Saturday, July 02, 2005

pictures of poverty2 - the kids

Originally uploaded by dream awakener.

in light of the live 8 concerts that are happening all over the world today, as well as the G8 meeting that is happening in edinburgh from july 6th - july 9th, i am posting some of my pictures from kenya. a number of these pictures i have not released yet, some of them i have shared on prior blogs.

as the saying goes, "a picture is worth a thousand words", so my hope is that these pictures of poverty will be etched in our hearts and minds, so that we would take the long walk toward global justice.

but this walk will be hard, and many will probably fall to the wayside, after the music dies down. i believe that the only way to walk the long road to justice, beauty, love and peace is to follow the path of jesus. which is why i have been doing an entire series of messages on "rediscovering what it means to follow jesus through the book of mark." they can be downloaded for free.

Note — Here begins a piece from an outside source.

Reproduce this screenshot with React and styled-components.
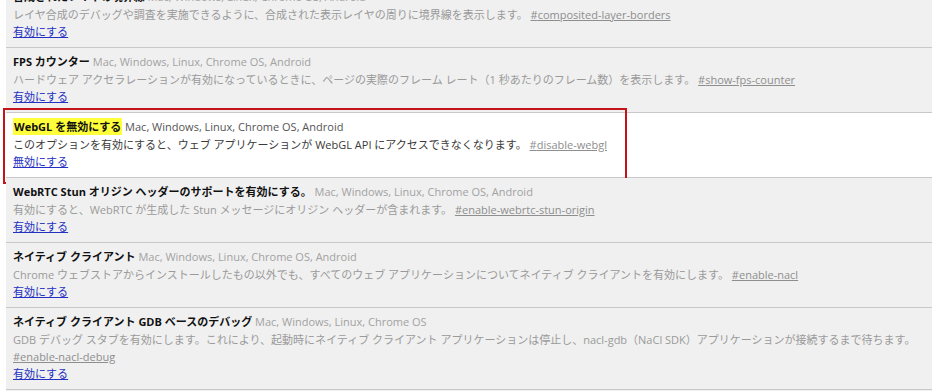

here are some quotes from one of the talks in the series "undomesticating the good news":

"My main hope today is that we would never be a people who domesticate the gospel by relegating it to another time and another place only, for that is simply a slap in Jesus’ face, a misunderstanding of his mission, and a cheapening of his sacrificial life, his death and resurrection. Jesus said “the time is now, or the time has come”; the word he uses here is kairos. And it is in the perfect tense (the time has come), which according to Greek specialists “is not so much indicating past action as such, but the present state of affairs resulting from the past action.”

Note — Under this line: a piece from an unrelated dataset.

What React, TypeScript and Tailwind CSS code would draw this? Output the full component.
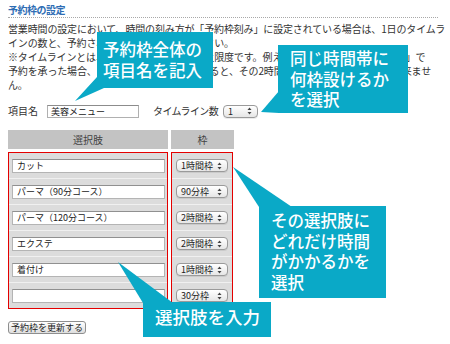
import React from "react";

const rows = [
  { name: "カット", frame: "1時間枠" },
  { name: "パーマ（90分コース）", frame: "90分枠" },
  { name: "パーマ（120分コース）", frame: "2時間枠" },
  { name: "エクステ", frame: "2時間枠" },
  { name: "着付け", frame: "1時間枠" },
  { name: "", frame: "30分枠" },
];

function Arrows() {
  return (
    <svg width="5" height="8" viewBox="0 0 5 8" className="shrink-0">
      <polygon points="2.5,0.5 4.5,3 0.5,3" fill="#444" />
      <polygon points="0.5,5 4.5,5 2.5,7.5" fill="#444" />
    </svg>
  );
}

function Select({ label, w }: { label: string; w: string }) {
  return (
    <div
      className={`${w} h-[13px] flex items-center justify-between pl-[4px] pr-[5px] rounded-[4px] border border-[#9a9a9a] bg-gradient-to-b from-white to-[#e6e6e6] text-[9px] leading-none text-[#222] shadow-[0_1px_0_rgba(0,0,0,0.08)]`}
    >
      <span>{label}</span>
      <Arrows />
    </div>
  );
}

export default function App() {
  return (
    <div className="relative w-[450px] h-[344px] overflow-hidden bg-white text-[#333] font-['Noto_Sans_CJK_JP','Noto_Sans_CJK_SC',sans-serif]">
      <div className="pl-[8px] pt-[3px]">
        <div className="w-[430px] border-b border-dotted border-[#a8a8a8] text-[10px] leading-[14px] font-bold tracking-[-0.5px] text-[#2e6db4]">
          予約枠の設定
        </div>
        <div className="mt-[4px] text-[10px] leading-[14px] tracking-[-0.15px] whitespace-nowrap">
          <div>営業時間の設定において、時間の刻み方が「予約枠刻み」に設定されている場合は、1日のタイムラ</div>
          <div>インの数と、予約される選択肢を設定して下さい。</div>
          <div>※タイムラインとは、同じ時間帯の予約数の上限度です。例えば、ある選択肢を「2時間枠」で</div>
          <div>予約を承った場合、タイムライン数が1つであると、その2時間帯に他の予約を受け付け出来ませ</div>
          <div>ん。</div>
        </div>

        <div className="mt-[12px] h-[14px] flex items-center text-[10px] leading-none">
          <span className="w-[39px]">項目名</span>
          <div className="w-[92px] h-[13px] flex items-center pl-[3px] bg-white border border-[#b0b0b0] border-t-[#8c8c8c] text-[9px] text-[#222]">
            美容メニュー
          </div>
          <span className="ml-[14px] tracking-[-0.6px]">タイムライン数</span>
          <div className="ml-[5px]">
            <Select label="1" w="w-[35px]" />
          </div>
        </div>

        <div className="mt-[12px] flex gap-[3px] text-[10px]">
          <div className="w-[160px] h-[19px] flex items-center justify-center bg-[#c3c3c3] text-[#444]">
            選択肢
          </div>
          <div className="w-[63px] h-[19px] flex items-center justify-center bg-[#c3c3c3] text-[#444]">
            枠
          </div>
        </div>
        <div className="mt-[3px] flex gap-[3px] h-[157px]">
          <div className="w-[160px] flex flex-col border border-[#e40000] bg-[#dcdcdc]">
            {rows.map((r, i) => (
              <div
                key={i}
                className={`flex-1 flex items-center pl-[3px] ${i > 0 ? "border-t border-[#f0f0f0]" : ""}`}
              >
                <div className="w-[153px] h-[14px] flex items-center pl-[4px] bg-white border border-[#b4b4b4] border-t-[#909090] text-[9px] leading-none text-[#222]">
                  {r.name}
                </div>
              </div>
            ))}
          </div>
          <div className="w-[62px] flex flex-col border border-[#e40000] bg-[#dcdcdc]">
            {rows.map((r, i) => (
              <div
                key={i}
                className={`flex-1 flex items-center pl-[4px] ${i > 0 ? "border-t border-[#f0f0f0]" : ""}`}
              >
                <Select label={r.frame} w="w-[52px]" />
              </div>
            ))}
          </div>
        </div>

        <div className="mt-[12px] w-[78px] h-[13px] flex items-center justify-center rounded-[3px] border border-[#8e8e8e] bg-gradient-to-b from-white to-[#dedede] text-[9px] leading-none text-[#222]">
          予約枠を更新する
        </div>
      </div>

      <svg
        className="absolute left-0 top-0 pointer-events-none"
        width="450"
        height="344"
        viewBox="0 0 450 344"
      >
        <polygon points="75,101 97,77 97,88 104,88" fill="#0aa9c7" />
        <polygon points="261,112 279,91 279,113" fill="#0aa9c7" />
        <polygon points="233,167 259,207 292,207" fill="#0aa9c7" />
        <polygon points="118,262 143,303 173,303" fill="#0aa9c7" />
      </svg>

      <div className="absolute left-[97px] top-[32px] w-[116px] h-[56px] bg-[#0aa9c7] pl-[6px] pt-[7px] text-white text-[16.5px] leading-[20.5px] font-medium whitespace-nowrap">
        <div>予約枠全体の</div>
        <div>項目名を記入</div>
      </div>

      <div className="absolute left-[278px] top-[45px] w-[130px] h-[68px] bg-[#0aa9c7] pl-[12px] pt-[3px] text-white text-[16.5px] leading-[20.5px] font-medium whitespace-nowrap">
        <div>同じ時間帯に</div>
        <div>何枠設けるか</div>
        <div>を選択</div>
      </div>

      <div className="absolute left-[259px] top-[206px] w-[127px] h-[92px] bg-[#0aa9c7] pl-[12px] pt-[4px] text-white text-[16.5px] leading-[20.7px] font-medium whitespace-nowrap">
        <div>その選択肢に</div>
        <div>どれだけ時間</div>
        <div>がかかるかを</div>
        <div>選択</div>
      </div>

      <div className="absolute left-[143px] top-[302px] w-[128px] h-[35px] bg-[#0aa9c7] pl-[12px] pt-[4px] text-white text-[17.5px] leading-[22px] font-medium whitespace-nowrap">
        選択肢を入力
      </div>
    </div>
  );
}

In other words, the poor and oppressed people in Galilee and other places where Jesus took his message understood the good news as vincluding not just a new personal sense of forgiveness and a promised afterlife; they understood it to mean something much more than that! They understood that it meant new economic realities, new social realities, and new political realities. But because we have failed to pay close attention to Jesus and his context, we have often reduced and regulated the Good News to another time and another place instead of here and now. And that is really sad.

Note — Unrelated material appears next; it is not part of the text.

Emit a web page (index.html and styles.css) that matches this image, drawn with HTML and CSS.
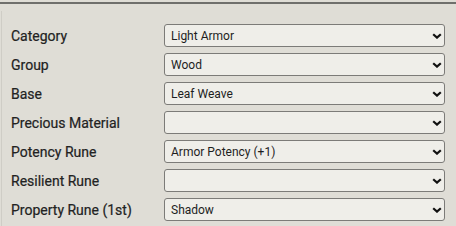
FILE: index.html
```html
<!DOCTYPE html>
<html>
<head>
<meta charset="utf-8">
<link rel="stylesheet" href="styles.css">
</head>
<body>
<div class="topbar"></div>
<div class="panel">
  <div class="form">
    <label class="lbl">Category</label>
    <div class="sel"><span>Light Armor</span><svg viewBox="0 0 10 6"><path d="M1.2 1.2 L5 4.6 L8.8 1.2" /></svg></div>
    <label class="lbl">Group</label>
    <div class="sel"><span>Wood</span><svg viewBox="0 0 10 6"><path d="M1.2 1.2 L5 4.6 L8.8 1.2" /></svg></div>
    <label class="lbl">Base</label>
    <div class="sel"><span>Leaf Weave</span><svg viewBox="0 0 10 6"><path d="M1.2 1.2 L5 4.6 L8.8 1.2" /></svg></div>
    <label class="lbl">Precious Material</label>
    <div class="sel"><span></span><svg viewBox="0 0 10 6"><path d="M1.2 1.2 L5 4.6 L8.8 1.2" /></svg></div>
    <label class="lbl">Potency Rune</label>
    <div class="sel"><span>Armor Potency (+1)</span><svg viewBox="0 0 10 6"><path d="M1.2 1.2 L5 4.6 L8.8 1.2" /></svg></div>
    <label class="lbl">Resilient Rune</label>
    <div class="sel"><span></span><svg viewBox="0 0 10 6"><path d="M1.2 1.2 L5 4.6 L8.8 1.2" /></svg></div>
    <label class="lbl">Property Rune (1st)</label>
    <div class="sel"><span>Shadow</span><svg viewBox="0 0 10 6"><path d="M1.2 1.2 L5 4.6 L8.8 1.2" /></svg></div>
  </div>
</div>
</body>
</html>
```
FILE: styles.css
```css
html, body {
  margin: 0;
  padding: 0;
}
body {
  width: 456px;
  height: 226px;
  overflow: hidden;
  background: #dfddd6;
  font-family: Roboto, "Liberation Sans", sans-serif;
  color: #222;
}
.topbar {
  margin-top: 2px;
  height: 0;
  border-top: 2px solid #6f6f6c;
}
.panel {
  margin-top: 7px;
  margin-left: 1px;
  border-left: 1px solid #cfcdc6;
  height: 220px;
}
.form {
  display: grid;
  grid-template-columns: 153px 281px;
  row-gap: 6px;
  padding-top: 13px;
  padding-left: 9px;
  align-items: center;
}
.lbl {
  font-size: 14px;
  font-weight: 400;
  color: #222;
  -webkit-text-stroke: 0.2px #222;
}
.sel {
  height: 21px;
  border: 1px solid #7c7b78;
  border-radius: 3px;
  background: #efeee9;
  display: flex;
  align-items: center;
  justify-content: space-between;
  padding: 0 2px 0 6px;
  font-size: 12px;
  color: #1e1e1e;
}
.sel svg {
  width: 10px;
  height: 6px;
  fill: none;
  stroke: #111;
  stroke-width: 2.2;
}
```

The people that Jesus first brought the good news to were people much like those who grow up in the ghetto’s of our world, the over 3 billion people who are living on less than 2 dollars a day, who are just trying to get by, who daily live with economic and psychological strangulation.

DO WE HEAR THEIR SCREAMS, or are we deaf to them?

DO WE SEE THEIR DIFFICULTIES, or do we turn a blind eye?

Hugo Assmann in his book “Theology for a Nomad Church” insists that awareness of oppression must be the foundation of any contemporary theology, he says, “If the state of domination and dependence, in which two-thirds of humanity live, with an annual toll of thirty million dead from starvation and malnutrition, does not become the starting point for any Christian theology today, even in the affluent and powerful countries, then theology cannot begin to relate meaningfully to the real situation. It’s questions will lack reality and not relate to real men and women.”

Another quote from the same talk:

"This Good News is cosmic in nature, where the one who is stronger and greater than John the Baptist overcomes the devil in a reversal of the creation story, and this good news is something that you and I can become a part of: BUT if we want to be followers of Jesus, it requires not just assent of the heart, but a fundamental reordering of socio-economic relationships. In time we see that the early church got this, for in Acts 2, people were selling their houses and land and giving their money to the apostles to redistribute, so that no one was in need."

Another quote from another talk in the series entitled: "reality invades illusion":

Dom Helder Camara has put it aptly, “I used to think when I was a child, that Christ might have been exaggerating when he warned about the dangers of wealth. Today I know better. I know how very hard it is to be rich and still keep the mild of human kindness. Money has a dangerous way of putting scales on one’s eyes, a dangerous way of freezing people’s hands, eyes, lips, and hearts.”


At 2:04 PM, Blogger Ariel said...

Thank you for the thoughts and pictures, J.R. I hope this kind of thinking (and theology) will be a lasting effect of the Live 8 effort.